The distinction here pointed out is illustrated by the decisions in East Omaha Land Co. v. Hanson, 117 Ia., 96, and Hahn v. Dawson, 134 Mo., 581, in which it was held that where an island springs up in a stream, it is an accretion to the soil in the bed of the river and not *369to the land of the .riparian owner, even although it after-wards becomes united with the mainland. But, both Iowa and Missouri have rejected the common, law doctrine, and, as we have seen above, the owner of the mainland is, in those states, restricted in his ownership to the water’s edge and the title to the bottom of the river remained in the State.

This rule is stated in 29 Cyc., 354, in the following language:

“The ownership of an island generally follows the ownership of the bed of the water, so that if the State owns the land under water, it belongs to the State, while if the riparian owner has title to the bed, the island belongs to him up to the line of his ownership of the bed. ’ ’

From these abundant authorities we feel amply justified in concluding that where a permanent island of long existence having a separate and well defined body of land, has been patented and conveyed apart from the mainland, and it does not appear that the mainland has therefore been granted, the island constitutes opposite sides to the two shore owners, making two channels, and giving to the mainland owner title to the bed to the middle of the stream between the island and the shore, and no more.

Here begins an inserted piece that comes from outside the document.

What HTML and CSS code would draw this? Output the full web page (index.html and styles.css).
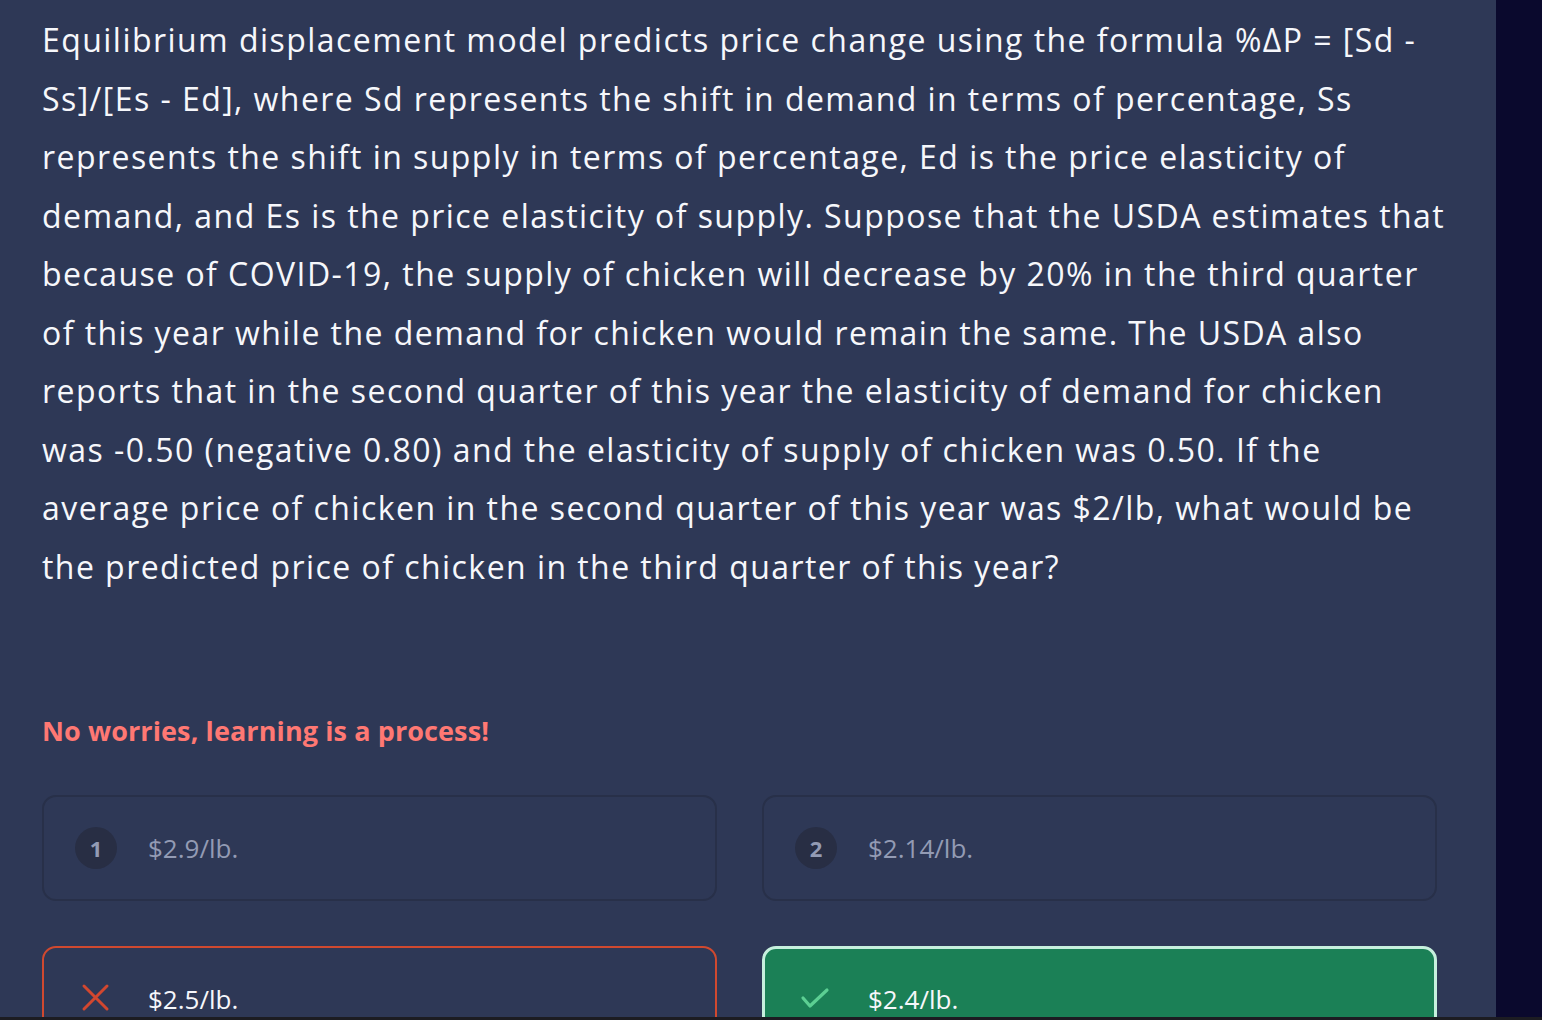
FILE: index.html
```html
<!DOCTYPE html>
<html lang="en">
<head>
<meta charset="utf-8">
<title>Question</title>
<link rel="stylesheet" href="styles.css">
</head>
<body>
<div class="screen">
  <div class="main">
    <section class="panel">
      <p class="question">Equilibrium displacement model predicts price change using the formula %ΔP = [Sd - Ss]/[Es - Ed], where Sd represents the shift in demand in terms of percentage, Ss represents the shift in supply in terms of percentage, Ed is the price elasticity of demand, and Es is the price elasticity of supply. Suppose that the USDA estimates that because of COVID-19, the supply of chicken will decrease by 20% in the third quarter of this year while the demand for chicken would remain the same. The USDA also reports that in the second quarter of this year the elasticity of demand for chicken was -0.50 (negative 0.80) and the elasticity of supply of chicken was 0.50. If the average price of chicken in the second quarter of this year was $2/lb, what would be the predicted price of chicken in the third quarter of this year?</p>
      <p class="feedback">No worries, learning is a process!</p>
      <div class="options">
        <div class="option">
          <span class="badge">1</span>
          <span class="label">$2.9/lb.</span>
        </div>
        <div class="option">
          <span class="badge">2</span>
          <span class="label">$2.14/lb.</span>
        </div>
        <div class="option wrong">
          <span class="icon">
            <svg width="42" height="42" viewBox="0 0 42 42"><path d="M9 8 L32 31 M32 8 L9 31" stroke="#d2472f" stroke-width="3" stroke-linecap="round" fill="none"/></svg>
          </span>
          <span class="label">$2.5/lb.</span>
        </div>
        <div class="option right">
          <span class="icon">
            <svg width="42" height="42" viewBox="0 0 42 42"><path d="M8 20 L15 28 L32 12" stroke="#5ccf93" stroke-width="3.2" stroke-linecap="round" stroke-linejoin="round" fill="none"/></svg>
          </span>
          <span class="label">$2.4/lb.</span>
        </div>
      </div>
    </section>
    <aside class="side"></aside>
  </div>
  <div class="bottombar"></div>
</div>
</body>
</html>
```
FILE: styles.css
```css
html, body {
  margin: 0;
  padding: 0;
  height: 100%;
}
body {
  background: #0a092d;
  font-family: "Open Sans", "Noto Sans", sans-serif;
  color: #f6f7fb;
}
.screen {
  display: flex;
  flex-direction: column;
  height: 1020px;
  overflow: hidden;
}
.main {
  flex: 1;
  display: flex;
  min-height: 0;
  overflow: hidden;
}
.panel {
  width: 1496px;
  flex: none;
  box-sizing: border-box;
  background: #2e3856;
  padding: 11px 47px 0 42px;
}
.side {
  flex: 1;
  background: #0a092d;
}
.bottombar {
  height: 3px;
  background: #1c1c22;
  flex: none;
}
.question {
  margin: 0;
  font-size: 32px;
  letter-spacing: 1.45px;
  line-height: 58.5px;
  font-weight: 400;
  color: #f6f7fb;
}
.feedback {
  margin: 115px 0 0 0;
  font-size: 27px;
  letter-spacing: 0.1px;
  line-height: 40px;
  font-weight: 700;
  color: #ff7873;
}
.options {
  margin-top: 44px;
  display: grid;
  grid-template-columns: 675px 675px;
  column-gap: 45px;
  row-gap: 45px;
}
.option {
  box-sizing: border-box;
  height: 106px;
  border: 2px solid #283049;
  border-radius: 14px;
  display: flex;
  align-items: center;
  padding-left: 31px;
  gap: 31px;
}
.badge {
  width: 42px;
  height: 42px;
  border-radius: 50%;
  background: #282e44;
  color: #939bb4;
  font-weight: 700;
  font-size: 22px;
  display: flex;
  align-items: center;
  justify-content: center;
  flex: none;
}
.icon {
  width: 42px;
  height: 42px;
  flex: none;
  display: flex;
}
.label {
  font-size: 26px;
  color: #939bb4;
}
.option.wrong {
  border-color: #d0492f;
}
.option.wrong .label,
.option.right .label {
  color: #f6f7fb;
}
.option.right {
  background: #1b8056;
  border: 3px solid #c6f0dd;
  padding-left: 30px;
}
```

We conclude, therefore, that the circuit judge erred in refusing to recognize the riparian rights of the plaintiff as owner of Island No. 3, as he did when he instructed the jury that appellant’s title papers did not include the small islands in controversy.

Upon return of the case, if the evidence is the same, such an instruction should be given,' along with such qualifications or other instructions that will present appellee’s claims of adverse possession and limitation, as shown by the pleadings.

So much of the former opinion as is inconsistent with this opinion is withdrawn, the judgment is reversed, and the cause is remanded for a new trial consistent with the views herein expressed.